2. Du bist mein geliebter Sohn

  • Diese bisherige Überlegung soll helfen zu verstehen, was damals am Jordan bei der Taufe Jesu geschehen ist. Es war ohne Zweifel ein zentraler Moment für Jesus. Ich vermute, er selbst hat im Rückblick von diesem Augenblick her sein Leben gedeutet und es in diese Schilderung verdichtet. Ob Jesus die Worte als Audition ('Vision für die Ohren') gehört hat, ist schwer zu entscheiden, aber das Phänomen als solches gibt es, dass Menschen etwas klar und deutlich hören, das auf keine menschliche Stimme zurück geht: "Eine Stimme aus dem Himmel sprach: Du bist mein geliebter Sohn, an dir habe ich Gefallen gefunden."
  • Jesus war schon zuvor Gottes Kind. Er ist es von Ewigkeit her, aber er ist es auch als Mensch und Israelit.

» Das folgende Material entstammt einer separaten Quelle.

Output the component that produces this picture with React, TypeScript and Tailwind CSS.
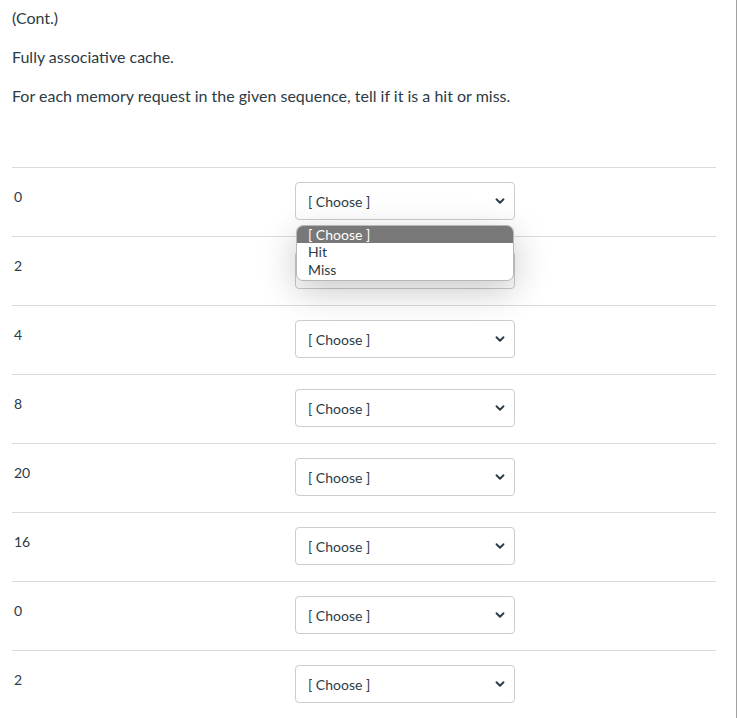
import { ChevronDown } from "lucide-react";

const requests = ["0", "2", "4", "8", "20", "16", "0", "2"];

function Select() {
  return (
    <div className="w-[220px] h-[38px] border border-[#c7cdd1] rounded-[4px] bg-white flex items-center justify-between pl-[12px] pr-[7px]">
      <span className="text-[14px] text-[#2d3b45]">[ Choose ]</span>
      <ChevronDown size={14} strokeWidth={3.2} className="text-[#2d3b45]" />
    </div>
  );
}

export default function App() {
  return (
    <main
      className="relative min-h-[718px] w-[737px] bg-white text-[#2d3b45] border-r border-[#a0a0a0]"
      style={{ fontFamily: "Lato, 'Open Sans', sans-serif" }}
    >
      <div className="w-[704px] ml-[12px] pt-[6px]">
        {/* Question text */}
        <div className="flex flex-col gap-[15px] text-[16px] leading-[24px]">
          <p>(Cont.)</p>
          <p>Fully associative cache.</p>
          <p>For each memory request in the given sequence, tell if it is a hit or miss.</p>
        </div>

        {/* Answer rows */}
        <div className="mt-[59px]">
          {requests.map((r, i) => (
            <div key={i} className="relative h-[69px] border-t border-[#dadada] flex">
              <div className="w-[283px] pl-[2px] pt-[20px] text-[14px] leading-[17px]">{r}</div>
              <div className="pt-[14px]">
                <Select />
              </div>

              {i === 0 && (
                <div className="absolute left-[284px] top-[57px] z-10 w-[218px] rounded-[7px] bg-white border border-[#b8b8b8] overflow-hidden shadow-[0_10px_36px_rgba(0,0,0,0.22)] text-[14px] leading-[17px]">
                  <div className="bg-[#787878] text-white pl-[11px] h-[17px]">[ Choose ]</div>
                  <div className="pl-[11px] h-[18px] text-[#2d3b45]">Hit</div>
                  <div className="pl-[11px] h-[19px] text-[#2d3b45]">Miss</div>
                </div>
              )}
            </div>
          ))}
        </div>
      </div>
    </main>
  );
}
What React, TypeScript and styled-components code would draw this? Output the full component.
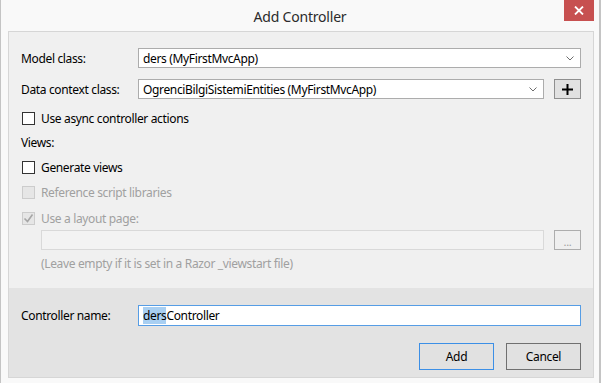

Es wird dieser Moment beim Täufer Johannes am Jordan gewesen sein, von dem her Jesus begonnen hat, seine Herkunft aus Gott auch für sich zu verstehen und zum Mittelpunkt seiner Verkündigung vom Reich Gottes zu machen. In der Stimme vom Himmel setzt sich die Wahrheit seiner Herkunft um in die Realität seines Lebens.
  • Das Lukasevangelium betont, dass sich "der Himmel öffnete", die Geistkraft auf Jesus herabkam und er die Stimme hörte "während er betete". Das Erfülltsein durch Gottes Geist, die Verbundenheit mit Gott im Himmel und das Verstehen der eigenen Sendung setzt das Beten voraus, nicht das sprechende Beten, sondern das hörende Beten.
    Nicht dass der hörende Beter unbedingt die Stimme Gottes in einer Audition hört. Aber im Beten kann ein Wort, das mir durch andere gegeben wird oder aus der Heiligen Schrift kommt, sehr wohl mit der Kraft Gottes mein Leben verstehbar machen und zur klaren Sendung werden. Auch für Jesus kann die Stimme, die er gehört hat, durch ein Schriftwort geprägt gewesen sein, etwa aus Psalm 2 oder Jesaja 42,1, was wir heute als Erste Lesung gehört haben. Das Wort macht verständlich, was geschieht - und durch das Wort geschieht etwas.

3. Taufe am Jordan

  • Weder das Gebet Jesu noch die Stimme Gottes, die ihn als auserwählten Sohn bekennt, geschehen im luftleeren Raum. Es ist ein bestimmtes Ereignis, dass durch dieses Wort geprägt und verstehbar wird. Das Getauftwerden im Jordan wurde zum Schlüsselereignis für Jesus selbst. Im Rückblick ist die Taufe des Jordan der eigentliche Beginn des Evangeliums.
  • Jesus kommt an den Jordan und wird mit dem Angebot des Täufers konfrontiert, die Taufe zur Vergebung der Sünden zu empfangen, die Taufe also, die die Verbindung mit Gott erneuert. Und Jesus, der bereits schon ganz aus der Verbindung mit seinem himmlischen Vater lebt, nimmt an der Seite der sündigen Menschen diese Taufe an. Er lässt sich um der Menschen willen unter die Sünder zählen. Das ist das Ereignis, dass sich in ihm Gott nicht als Gesetzgeber von außen über die Sünder erhebt, sondern mit ihnen zur Umkehrtaufe in den Jordan steigt. Während andere ihre Schuld leugnen und kleinreden, um sich von 'den anderen' absetzen zu können, die sündig sind, will Jesus sich nicht abgrenzen und außen vor halten. Deswegen empfängt er die Johannestaufe.
  • "Du bist mein geliebter Sohn." Ohne dieses Ereignis wäre das Bekenntnis des Vaters zum Sohn eine nichtssagende Formel, als hätte sich Gott beliebig irgend jemand herausgepickt. Durch das Ereignis bekommt das Wort einen Sinn und wird für Jesus wie später für seine Jünger und die Kirche das Ereignis verstehbar: Jesus ist der von Gott gekommene einziggeborene Sohn Gottes. In ihm erfüllt sich der Name Gottes: Ich bin, der ich bin, der da ist für euch, der gute Hirte, der an der Seite seiner Schafe geht, ja, ihnen voraus geht, wo es gilt das Kreuz zu tragen. Amen.